Et cette aise est d’autant plus révoltante que l’acquéreur qui aligne ici 3,5 M€ n’est autre qu’un saigneur de paysans. Danone affiche des bénéfices records alors que le secteur laitier subit une des pires crises de son histoire, avec des cessations d’activité à tour de bras. Le prix du lait est actuellement payé 320€/1.000 L alors que les coûts de production avoisinent 400 €/1.000L : pour chaque litre produit, les producteurs perdent de l’argent tandis que le patron de la laiterie en profite pour faire exploser son profit.
En 2016, 41 % des producteurs de lait ont dégagé un revenu négatif tandis que Danone a fait un bénéfice de 1,9 Mds d’euros, et le bénéfice attendu pour 2017 sera supérieur d’après les informations données par l’entreprise.
Le 22 juin dernier, le président de la Caisse centrale de la MSA annonçait qu’en 2016, 50% des agriculteurs avaient touché moins de 350€/mois, sans doute ce que les dirigeants de Danone gagnent en moins d’une journée.
Un producteur ayant ce revenu devrait travailler 850 années pour se payer cette seconde propriété du président de Danone. Comment ne pas être révolté devant de tels énoncés ?
Il y a encore quelques années, les fermes laitières étaient présentes sur cette zone d’Arbonne, Arcangues, Bassussarry… C’est justement la mondialisation de la production (et ses crises à répétition) orchestrée, entre autres, par les grands groupes laitiers comme Danone, ainsi que la forte pression foncière qui sont venues à bout de ce tissu paysan sur ce secteur.
On compte moins de 700 exploitations laitières en Pyrénées- Atlantiques aujourd’hui (1.100 ont disparu depuis 2000). Nous refusons qu’on vole notre revenu et qu’on s’accapare notre foncier. Nous nous interrogeons sur le silence des uns et des autres devant de tels faits.

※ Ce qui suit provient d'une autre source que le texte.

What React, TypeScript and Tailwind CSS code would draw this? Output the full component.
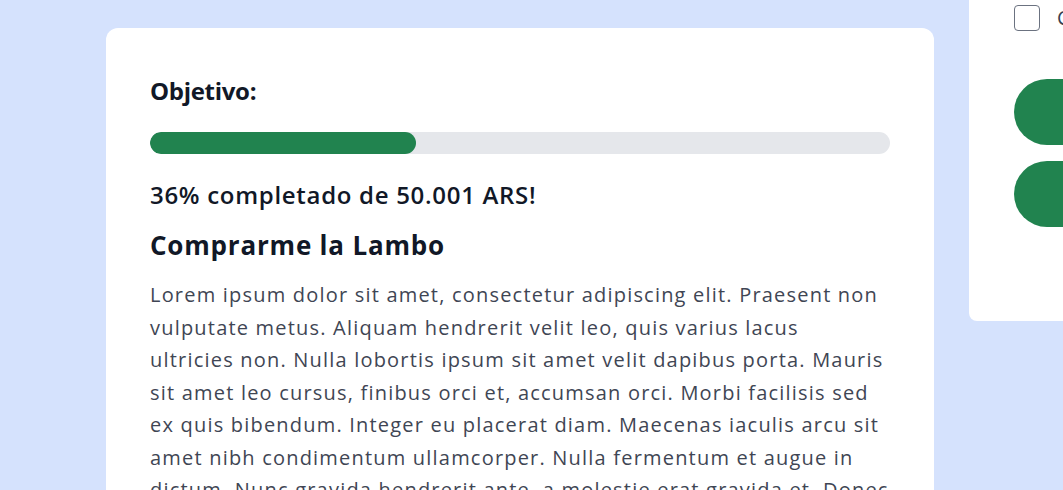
const descriptionLines = [
  'Lorem ipsum dolor sit amet, consectetur adipiscing elit. Praesent non',
  'vulputate metus. Aliquam hendrerit velit leo, quis varius lacus',
  'ultricies non. Nulla lobortis ipsum sit amet velit dapibus porta. Mauris',
  'sit amet leo cursus, finibus orci et, accumsan orci. Morbi facilisis sed',
  'ex quis bibendum. Integer eu placerat diam. Maecenas iaculis arcu sit',
  'amet nibh condimentum ullamcorper. Nulla fermentum et augue in',
  'dictum. Nunc gravida hendrerit ante, a molestie erat gravida et. Donec',
];

export default function App() {
  const progress = 36;

  return (
    <div
      className="w-[1063px] h-[490px] overflow-hidden bg-[#d5e2fd] flex items-start gap-[35px] pl-[106px]"
      style={{ fontFamily: '"Open Sans", "Liberation Sans", sans-serif' }}
    >
      {/* Main card */}
      <div className="mt-[28px] w-[828px] shrink-0 bg-white rounded-xl px-[44px] pt-[47px] pb-10">
        <h3 className="text-[24px] leading-[32px] font-bold tracking-[-0.3px] text-[#111827]">Objetivo:</h3>

        <div className="mt-[25px] h-[22px] w-full rounded-full bg-[#e5e7eb] overflow-hidden">
          <div className="h-full rounded-full bg-[#21834f]" style={{ width: `${progress}%` }} />
        </div>

        <p className="mt-[25px] text-[24px] leading-[32px] font-semibold tracking-[0.7px] text-[#111827]">
          {progress}% completado de 50.001 ARS!
        </p>

        <h2 className="mt-[17px] text-[26px] leading-[34px] font-bold tracking-[0.8px] text-[#111827]">
          Comprarme la Lambo
        </h2>

        <p className="mt-[17px] text-[20px] leading-[32.5px] tracking-[1.2px] text-[#3f4654] whitespace-nowrap">
          {descriptionLines.map((line, i) => (
            <span key={i} className="block">
              {line}
            </span>
          ))}
        </p>
      </div>

      {/* Sidebar card */}
      <div className="mt-[-20px] w-[400px] shrink-0 bg-white rounded-lg pl-[45px] pt-[25px] pb-[94px]">
        <label className="flex items-center gap-[17px] whitespace-nowrap">
          <span className="w-[26px] h-[26px] shrink-0 rounded-[4px] border-[1.5px] border-[#6b7280] bg-white" />
          <span className="text-[20px] leading-[26px] text-[#374151]">Colaborar de forma anónima</span>
        </label>

        <div className="mt-[48px] flex flex-col gap-[16px]">
          <button className="h-[66px] w-[340px] rounded-full bg-[#21834f] text-white text-xl font-semibold">
            Donar
          </button>
          <button className="h-[66px] w-[340px] rounded-full bg-[#21834f] text-white text-xl font-semibold">
            Compartir
          </button>
        </div>
      </div>
    </div>
  );
}
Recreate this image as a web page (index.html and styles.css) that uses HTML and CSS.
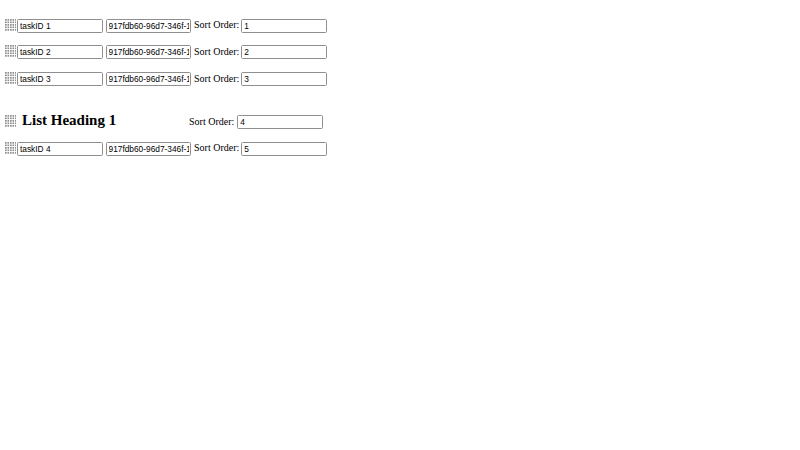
FILE: index.html
```html
<html lang="en">
<head>
    <meta charset="UTF-8">
    <title>Sort List</title>
    <link rel="stylesheet" href="styles.css">
</head>
<body>
	<div id="list" class="list">

		<div class="row">
			<svg class="handle" viewBox="0 0 11 12"><use href="#dots"/></svg>
			<input class="field" type="text" value="taskID 1">
			<input class="field field-guid" type="text" value="917fdb60-96d7-346f-1">
			<label class="sort-label">Sort Order:</label>
			<input class="field" type="text" value="1">
		</div>

		<div class="row">
			<svg class="handle" viewBox="0 0 11 12"><use href="#dots"/></svg>
			<input class="field" type="text" value="taskID 2">
			<input class="field field-guid" type="text" value="917fdb60-96d7-346f-1">
			<label class="sort-label">Sort Order:</label>
			<input class="field" type="text" value="2">
		</div>

		<div class="row">
			<svg class="handle" viewBox="0 0 11 12"><use href="#dots"/></svg>
			<input class="field" type="text" value="taskID 3">
			<input class="field field-guid" type="text" value="917fdb60-96d7-346f-1">
			<label class="sort-label">Sort Order:</label>
			<input class="field" type="text" value="3">
		</div>

		<div class="row row-heading">
			<svg class="handle" viewBox="0 0 11 12"><use href="#dots"/></svg>
			<h2 class="heading">List Heading 1</h2>
			<label class="sort-label">Sort Order:</label>
			<input class="field" type="text" value="4">
		</div>

		<div class="row">
			<svg class="handle" viewBox="0 0 11 12"><use href="#dots"/></svg>
			<input class="field" type="text" value="taskID 4">
			<input class="field field-guid" type="text" value="917fdb60-96d7-346f-1">
			<label class="sort-label">Sort Order:</label>
			<input class="field" type="text" value="5">
		</div>

	</div>

	<svg class="defs" width="0" height="0">
		<defs>
			<pattern id="dot" width="2.5" height="2.5" patternUnits="userSpaceOnUse">
				<rect x="0.2" y="0.2" width="1.3" height="1.3" fill="#444"/>
			</pattern>
			<rect id="dots" width="11" height="12" fill="url(#dot)"/>
		</defs>
	</svg>
</body>
</html>
```

FILE: styles.css
```css
body {
	margin: 0;
	font-family: "Liberation Serif", serif;
	font-size: 10px;
	color: #000;
}

.list {
	padding: 12.2px 0 0 5px;
}

.row {
	display: flex;
	align-items: center;
	height: 26.8px;
}

.row-heading {
	box-sizing: border-box;
	align-items: baseline;
	height: 29px;
	margin-top: 14px;
	padding-top: 5px;
}

.handle {
	width: 11px;
	height: 12px;
	margin-right: 1px;
	margin-bottom: 2px;
	flex: none;
}

.row-heading .handle {
	align-self: flex-start;
	margin-top: 3px;
	margin-bottom: 0;
}

.field {
	box-sizing: border-box;
	width: 86px;
	height: 14px;
	margin: 0;
	padding: 0 2px;
	border: 1px solid #8f8f8f;
	border-radius: 1.5px;
	background: #fff;
	color: #000;
	font-family: "Liberation Sans", sans-serif;
	font-size: 8.33px;
	outline: none;
}

.field-guid {
	width: 85px;
	margin-left: 3px;
	padding: 0 1.5px;
}

.sort-label {
	margin: 0 2px 2px 3px;
}

.row-heading .sort-label {
	margin-right: 3px;
}

.heading {
	width: 164px;
	margin: 0 0 0 5px;
	font-size: 15px;
	font-weight: bold;
}

.defs {
	position: absolute;
}
```
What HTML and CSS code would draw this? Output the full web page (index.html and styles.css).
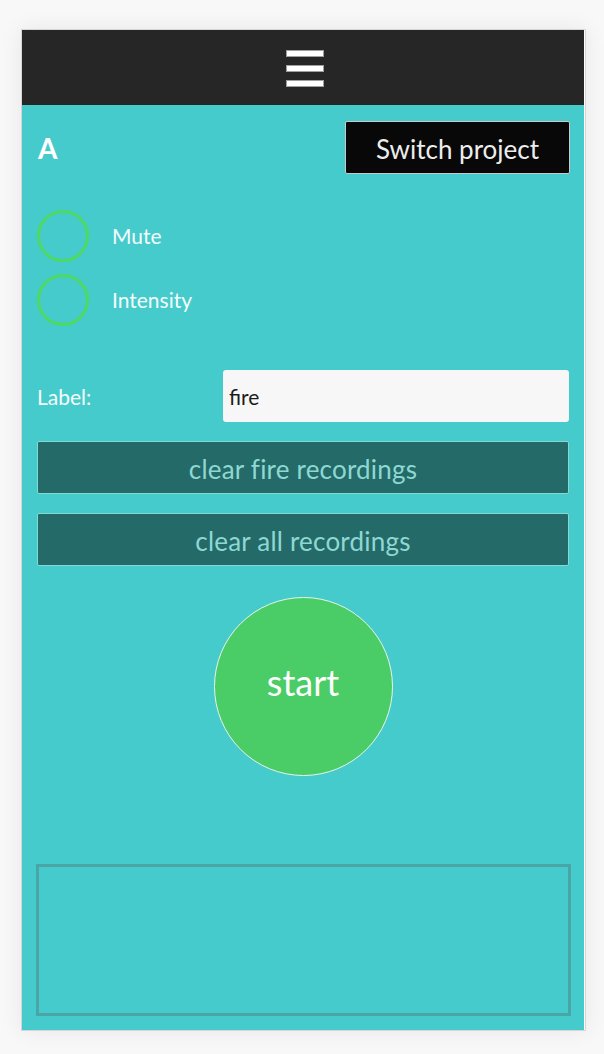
FILE: index.html
```html
<!DOCTYPE html>
<html lang="en">
<head>
<meta charset="utf-8">
<title>Recorder</title>
<link rel="stylesheet" href="styles.css">
</head>
<body>
<div class="frame">
  <div class="app">
    <header class="topbar">
      <div class="burger" aria-label="menu">
        <span class="bar"></span>
        <span class="bar"></span>
        <span class="bar"></span>
      </div>
    </header>
    <main class="content">
      <div class="project-row">
        <span class="project-name">A</span>
        <button class="switch-btn">Switch project</button>
      </div>
      <div class="toggles">
        <div class="toggle"><span class="ring"></span><span class="toggle-label">Mute</span></div>
        <div class="toggle"><span class="ring"></span><span class="toggle-label">Intensity</span></div>
      </div>
      <div class="label-row">
        <span class="label-text">Label:</span>
        <input class="label-input" type="text" value="fire">
      </div>
      <button class="dark-btn first">clear fire recordings</button>
      <button class="dark-btn">clear all recordings</button>
      <div class="start-wrap">
        <button class="start-btn">start</button>
      </div>
      <div class="log-box"></div>
    </main>
  </div>
</div>
</body>
</html>
```

FILE: styles.css
```css
html, body {
  margin: 0;
  padding: 0;
}
body {
  background: #f8f8f8;
  font-family: Lato, "Open Sans", sans-serif;
  padding: 29px 0 0 21px;
  height: 1054px;
  box-sizing: border-box;
}
.frame {
  width: 563px;
  border: 1px solid #d6d6d6;
  background: #ffffff;
  box-shadow: 0 0 22px rgba(0, 0, 0, 0.07);
}
.app {
  width: 562px;
  height: 1000px;
  background: #46cbcc;
  display: flex;
  flex-direction: column;
}
.topbar {
  height: 75px;
  background: #262626;
  display: flex;
  align-items: center;
  justify-content: center;
  flex: none;
}
.burger {
  display: flex;
  flex-direction: column;
  gap: 10px;
  margin-left: 3px;
  margin-top: 1px;
}
.bar {
  display: block;
  width: 36px;
  height: 5px;
  background: #ffffff;
  box-shadow: 0 0 0 1px rgba(200, 200, 200, 0.75);
}
.content {
  padding: 16px 15px 0;
  display: flex;
  flex-direction: column;
}
.project-row {
  display: flex;
  justify-content: space-between;
  align-items: center;
  height: 52px;
}
.project-name {
  color: #ffffff;
  font-weight: bold;
  font-size: 28px;
  margin-left: 1px;
  margin-top: 2px;
}
.switch-btn {
  width: 225px;
  height: 53px;
  background: #080808;
  color: #ededed;
  border: 1px solid #c9c9c9;
  border-radius: 2px;
  font-family: Lato, sans-serif;
  font-size: 26px;
  padding: 3px 0 0;
  margin-right: -1px;
}
.toggles {
  margin-top: 37px;
  display: flex;
  flex-direction: column;
  gap: 12px;
}
.toggle {
  display: flex;
  align-items: center;
  height: 52px;
}
.ring {
  width: 46px;
  height: 46px;
  border: 3px solid #4cd964;
  border-radius: 50%;
  flex: none;
}
.toggle-label {
  margin-left: 23px;
  margin-bottom: 2px;
  color: #f4fbfb;
  font-size: 21px;
}
.label-row {
  margin-top: 44px;
  display: flex;
  align-items: center;
  height: 52px;
}
.label-text {
  width: 186px;
  color: #f4fbfb;
  font-size: 21px;
  flex: none;
}
.label-input {
  flex: 1;
  height: 52px;
  box-sizing: border-box;
  border: none;
  border-radius: 3px;
  background: #f7f7f7;
  padding: 0 6px;
  font-family: Lato, sans-serif;
  font-size: 21px;
  color: #1c1c1c;
  outline: none;
}
.dark-btn {
  margin-top: 19px;
  height: 53px;
  width: 100%;
  background: #246a68;
  color: #8ed8d3;
  border: 1px solid #84d9d5;
  border-radius: 2px;
  font-family: Lato, sans-serif;
  font-size: 26px;
  letter-spacing: 0.2px;
  padding: 2px 0 0;
}
.start-wrap {
  margin-top: 31px;
  display: flex;
  justify-content: center;
}
.start-btn {
  width: 179px;
  height: 179px;
  border-radius: 50%;
  background: #4acd66;
  border: 1px solid #e6f5ea;
  color: #ffffff;
  font-family: Lato, sans-serif;
  font-size: 36px;
  padding: 0 0 10px;
}
.log-box {
  margin: 88px -2px 0 -1px;
  height: 152px;
  box-sizing: border-box;
  border: 3px solid rgba(80, 120, 120, 0.45);
}
```
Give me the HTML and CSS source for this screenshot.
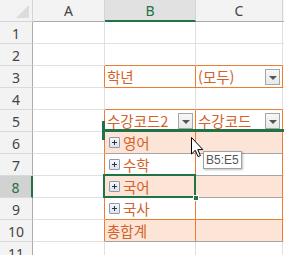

Les Etats généraux de l’Alimentation qu’Emmanuel Macron a engagés devront rééquilibrer les rapports de force entre les producteurs et ceux qui leur achètent leurs produits de façon à ce que les premiers soient payés au moins au niveau de leurs coûts de production.
La volonté politique et les outils législatifs sont également indispensables et urgents pour lutter contre la disparition du foncier agricole.
Il faut notamment :
– mettre en place des Zones agricoles protégées, outil à disposition des élus dans l’élaboration des documents d’urbanisme,
– renforcer le droit de préemption partielle de la Safer pour agir sur les ventes qui soustraient à jamais le foncier de sa vocation agricole,
– appliquer à son maximum (60%) la taxe sur les résidences secondaires sur toutes les communes des zones tendues (et mener un travail législatif pour que cette taxe soit généralisée à tout le territoire).